La grande force de ce spectacle est sa lisibilité, et son respect constant de l’écriture musicale. Ainsi, le groupe des Trois Dames est remarquablement chorégraphié, sans que jamais l’équilibre vocal du trio en soit gêné. De même, si l’on peut contester le choix d’avoir traduit en français (et largement adapté) les dialogues parlés, force est de reconnaître que cela est fait avec élégance et humour. Finalement, la proposition de Cédric Klapisch, délicieusement naïve, parfaitement éclairée par Alexis Kavyrchine, apparaît comme un bel équilibre entre une certaine tradition (pas de réécriture, ni de transposition du livret) et un désir d’aller au près du spectateur actuel. Au moment où les débats font rage entre anciens et modernes quant aux mises en scène d’opéra, on peut saluer cette réussite, même s’il y a évidemment mille autres façons de présenter La Flûte enchantée.
Aleksandra Olczyk est déjà, malgré son jeune âge, une des spécialistes du rôle de la Reine de la Nuit, qu’elle a déjà chanté entre autres à New York, Dresde, Londres ou Berlin. Peut-être dans un mauvais jour, la soprano ne convainc pas ce soir : si la projection vocale, notamment dans le suraigu, est appréciable, les difficultés du rôle ne sont pas maîtrisées (contre-fa presque faux dans « Der Hölle Rache », vocalises savonnées dans le premier air).
Pour le reste, la distribution, jeune et homogène, ne comporte aucun point faible et s’intègre parfaitement dans la mise en scène, notamment car les dialogues parlés sont excellemment déclamés. Investie et précise, la Pamina de Regula Mühlemann s’avère également émouvante dans les pianissimi aigus de « Tamino mein ! », ou encore dans un « Ach, ich fühl’s » habité. Dominant sans peine la tessiture de Tamino, Cyrille Dubois incarne un prince délicat, admirable musicalement, qui ornemente avec inventivité et panache la partition. Très à l’aise scéniquement et vocalement, le Papageno de Florent Karrer est gouailleur et drôle à souhait, face à la Papagena piquante de Catherine Trottmann. Jean Teitgen en Sarastro captive le public par une voix profonde et une interprétation à la fois empreinte de solennité et de grâce. Quelle excellente idée d’avoir confié le rôle de Monostatos à Marc Mauillon : le baryton français, irrésistible en Maure SM, y fait merveille, ne faisant qu’une bouchée de son aria « Alles fühlt der Liebe Freuden ». Remarquablement coordonnées, vocalement bien équilibrées, les trois Dames de Judith van Wanroij, Isabelle Druet et Marion Lebègue sont un régal. Enfin, les trois enfants de la Maîtrise des Hauts-de-Seine livrent enfin une prestation vocale émouvante, et tous les seconds rôles sont parfaitement campés et chantés (Ugo Rabec, Blaise Rantoanina et Josef Wagner).

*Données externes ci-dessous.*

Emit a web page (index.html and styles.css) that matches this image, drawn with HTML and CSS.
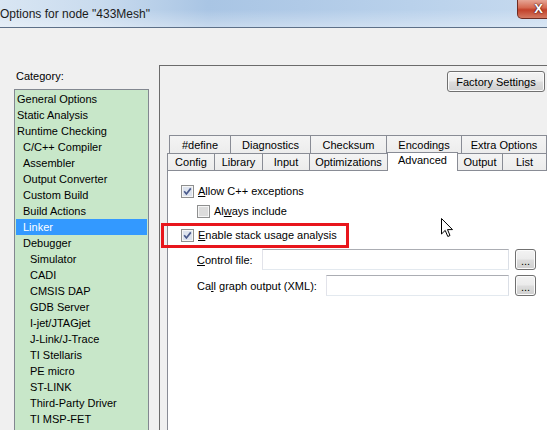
FILE: index.html
```html
<!DOCTYPE html>
<html>
<head>
<meta charset="utf-8">
<link rel="stylesheet" href="styles.css">
</head>
<body>
<div class="window">
  <div class="titlebar">
    <span class="title">Options for node "433Mesh"</span>
    <div class="close">X</div>
  </div>
  <div class="main">
    <div class="sidebar">
      <div class="cat-label">Category:</div>
      <ul class="cat-list">
        <li class="l0">General Options</li>
        <li class="l0">Static Analysis</li>
        <li class="l0">Runtime Checking</li>
        <li class="l1">C/C++ Compiler</li>
        <li class="l1">Assembler</li>
        <li class="l1">Output Converter</li>
        <li class="l1">Custom Build</li>
        <li class="l1">Build Actions</li>
        <li class="l1 selected">Linker</li>
        <li class="l1">Debugger</li>
        <li class="l2">Simulator</li>
        <li class="l2">CADI</li>
        <li class="l2">CMSIS DAP</li>
        <li class="l2">GDB Server</li>
        <li class="l2">I-jet/JTAGjet</li>
        <li class="l2">J-Link/J-Trace</li>
        <li class="l2">TI Stellaris</li>
        <li class="l2">PE micro</li>
        <li class="l2">ST-LINK</li>
        <li class="l2">Third-Party Driver</li>
        <li class="l2">TI MSP-FET</li>
      </ul>
    </div>
    <div class="panel">
      <button class="btn factory">Factory Settings</button>
      <div class="tabs">
        <div class="tabrow tabrow-back">
          <div class="tab w-define">#define</div>
          <div class="tab w-diag">Diagnostics</div>
          <div class="tab w-check">Checksum</div>
          <div class="tab w-enc">Encodings</div>
          <div class="tab w-extra">Extra Options</div>
        </div>
        <div class="tabrow tabrow-front">
          <div class="tab w-config">Config</div>
          <div class="tab w-lib">Library</div>
          <div class="tab w-input">Input</div>
          <div class="tab w-opt">Optimizations</div>
          <div class="tab w-adv active">Advanced</div>
          <div class="tab w-out">Output</div>
          <div class="tab w-list">List</div>
        </div>
      </div>
      <div class="page">
        <div class="opt">
          <svg class="cb" width="13" height="13" viewBox="0 0 13 13"><rect x="0.5" y="0.5" width="12" height="12" fill="#f6f6f6" stroke="#8e8f8f"/><rect x="2" y="2" width="9" height="9" fill="#dde3ee"/><path d="M3.2 6.3 L5.4 9 L9.8 3.4" fill="none" stroke="#4a5a8c" stroke-width="1.7"/></svg>
          <span><u>A</u>llow C++ exceptions</span>
        </div>
        <div class="opt opt-sub">
          <svg class="cb" width="13" height="13" viewBox="0 0 13 13"><rect x="0.5" y="0.5" width="12" height="12" fill="#f6f6f6" stroke="#8e8f8f"/><rect x="2" y="2" width="9" height="9" fill="#dcdcdc"/></svg>
          <span>Al<u>w</u>ays include</span>
        </div>
        <div class="opt opt-stack">
          <svg class="cb" width="13" height="13" viewBox="0 0 13 13"><rect x="0.5" y="0.5" width="12" height="12" fill="#f6f6f6" stroke="#8e8f8f"/><rect x="2" y="2" width="9" height="9" fill="#dde3ee"/><path d="M3.2 6.3 L5.4 9 L9.8 3.4" fill="none" stroke="#4a5a8c" stroke-width="1.7"/></svg>
          <span><u>E</u>nable stack usage analysis</span>
          <span class="annot"></span>
        </div>
        <div class="field">
          <span class="lbl lbl-control"><u>C</u>ontrol file:</span>
          <div class="input"></div>
          <button class="btn browse">...</button>
        </div>
        <div class="field field-call">
          <span class="lbl lbl-call">Ca<u>l</u>l graph output (XML):</span>
          <div class="input"></div>
          <button class="btn browse">...</button>
        </div>
      </div>
    </div>
  </div>
  <svg class="cursor" width="13" height="20" viewBox="0 0 13 20"><path d="M0.5 0.5 L0.5 16 L4.2 12.4 L6.8 18.5 L9 17.5 L6.5 11.6 L11.5 11.6 Z" fill="#ffffff" stroke="#000000" stroke-width="1" stroke-linejoin="miter"/></svg>
</div>
</body>
</html>
```
FILE: styles.css
```css
html, body {
  margin: 0;
  padding: 0;
}
body {
  width: 547px;
  height: 430px;
  overflow: hidden;
  background: #f0f0f0;
  font-family: "Liberation Sans", Arial, sans-serif;
  font-size: 11px;
  color: #000;
}
.window {
  position: relative;
  width: 547px;
  height: 430px;
  display: flex;
  flex-direction: column;
  overflow: hidden;
}
.titlebar {
  height: 27px;
  flex: none;
  display: flex;
  align-items: flex-start;
  border-bottom: 1px solid #5d7088;
  background:
    linear-gradient(180deg, rgba(255,255,255,0) 35%, rgba(255,255,255,0.35) 100%),
    linear-gradient(90deg, #d9e6f3 0%, #c9dbee 18%, #a9c5e4 38%, #b0cae7 55%, #b9d1eb 75%, #c6daef 100%);
}
.title {
  font-size: 12px;
  line-height: 28px;
  color: #1b1b1b;
  white-space: nowrap;
}
.close {
  margin-left: auto;
  margin-right: -13px;
  width: 43px;
  height: 19px;
  box-sizing: border-box;
  border: 1px solid #6e2c22;
  border-top: none;
  border-radius: 0 0 0 5px;
  background: linear-gradient(180deg, #e6a595 0%, #d56a52 42%, #c2412a 55%, #d47a62 100%);
  color: #fff;
  font-weight: bold;
  font-size: 13px;
  line-height: 18px;
  text-align: center;
  text-shadow: 0 0 2px #4a1510, 0 0 1px #4a1510;
}
.main {
  flex: 1;
  display: flex;
  align-items: stretch;
  min-height: 0;
}
.sidebar {
  width: 159px;
  flex: none;
  padding-top: 41px;
}
.cat-label {
  margin-left: 16px;
  line-height: 14px;
  height: 14px;
}
.cat-list {
  list-style: none;
  margin: 6px 0 0 14px;
  padding: 1px;
  width: 135px;
  height: 360px;
  box-sizing: border-box;
  border: 1px solid #828790;
  background: #c8e7c9;
}
.cat-list li {
  height: 16px;
  line-height: 16px;
  white-space: nowrap;
}
.cat-list .l0 { padding-left: 1px; }
.cat-list .l1 { padding-left: 7px; }
.cat-list .l2 { padding-left: 14px; }
.cat-list .selected {
  background: #3399ff;
  color: #fff;
}
.panel {
  flex: 1;
  margin-top: 37px;
  border-top: 1px solid #6b6b6b;
  border-left: 1px solid #6b6b6b;
  display: flex;
  flex-direction: column;
  padding: 5px 0 0 7px;
  min-width: 0;
}
.btn {
  font-family: "Liberation Sans", Arial, sans-serif;
  font-size: 11px;
  color: #000;
  padding: 0;
  box-sizing: border-box;
  border: 1px solid #707070;
  border-radius: 3px;
  background: linear-gradient(180deg, #f3f3f3 0%, #ebebeb 48%, #dddddd 52%, #cfcfcf 100%);
  box-shadow: inset 0 0 0 1px #fbfbfb;
}
.factory {
  align-self: flex-end;
  margin-right: 2px;
  width: 98px;
  height: 21px;
  flex: none;
}
.tabs {
  margin-top: 43px;
  flex: none;
}
.tabrow {
  display: flex;
}
.tab {
  box-sizing: border-box;
  border: 1px solid #898c95;
  border-bottom: none;
  background: linear-gradient(180deg, #f4f4f4 0%, #ececec 100%);
  text-align: center;
  white-space: nowrap;
  flex: none;
}
.tab + .tab {
  margin-left: -1px;
}
.tabrow-back {
  margin-left: 2px;
  height: 18px;
}
.tabrow-back .tab {
  height: 18px;
  line-height: 18px;
}
.tabrow-front {
  height: 17px;
  align-items: flex-end;
}
.tabrow-front .tab {
  height: 17px;
  line-height: 17px;
}
.tabrow-front .tab.active {
  height: 19px;
  line-height: 15px;
  margin-bottom: -1px;
  background: #fff;
  position: relative;
  z-index: 1;
}
.w-define { width: 62px; }
.w-diag { width: 81px; }
.w-check { width: 77px; }
.w-enc { width: 76px; }
.w-extra { width: 86px; }
.w-config { width: 48px; }
.w-lib { width: 49px; }
.w-input { width: 48px; }
.w-opt { width: 79px; }
.w-adv { width: 71px; }
.w-out { width: 46px; }
.w-list { width: 45px; }
.page {
  flex: 1;
  background: #fff;
  border-top: 1px solid #898c95;
  border-left: 1px solid #898c95;
  padding: 12px 11px 0 13px;
  display: flex;
  flex-direction: column;
}
.opt {
  display: flex;
  align-items: center;
  gap: 4px;
  height: 16px;
  white-space: nowrap;
}
.cb {
  flex: none;
  display: block;
}
.opt-sub {
  margin-left: 16px;
  margin-top: 4px;
}
.opt-stack {
  margin-top: 8px;
  position: relative;
}
.annot {
  position: absolute;
  left: -20px;
  top: -4px;
  width: 188px;
  height: 25px;
  box-sizing: border-box;
  border: 3px solid #e8161c;
}
.field {
  display: flex;
  align-items: center;
  height: 21px;
  margin-left: 16px;
  margin-top: 6px;
}
.field-call {
  margin-top: 5px;
}
.lbl {
  flex: none;
  white-space: nowrap;
}
.lbl-control { width: 65px; }
.lbl-call { width: 129px; }
.input {
  flex: 1;
  height: 21px;
  box-sizing: border-box;
  border: 1px solid;
  border-color: #abadb3 #dbdfe6 #e3e9ef #e2e3ea;
  background: #fff;
}
.browse {
  flex: none;
  width: 21px;
  height: 21px;
  margin-left: 6px;
  line-height: 22px;
}
.cursor {
  position: absolute;
  left: 441px;
  top: 218px;
}
```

Quelques semaines plus tôt dans ce même théâtre, on avait admiré une puissante Symphonie Jupiter dirigée par François-Xavier Roth. On retrouve ce soir les mêmes qualités dans la fosse d’orchestre. François-Xavier Roth, lorgne comme d’habitude davantage vers Berlioz que vers une lecture chambriste. S’il privilégie une conception architecturale d’ensemble ainsi que la beauté des équilibres sonores, bien loin d’une lecture baroqueuse de l’œuvre, le chef ne s’interdit pas une certaine liberté : intervention de certains instruments soli (basson, violon), changements de rythme. Les instrumentistes des Siècles, jouant sur des copies d’instruments viennois au diapason d’époque à 430 Hz, sont quant à eux excellents de précision. Saluons pour terminer la belle prestation du Chœur Unikanti, précis et solennel dans « O Isis und Osiris ».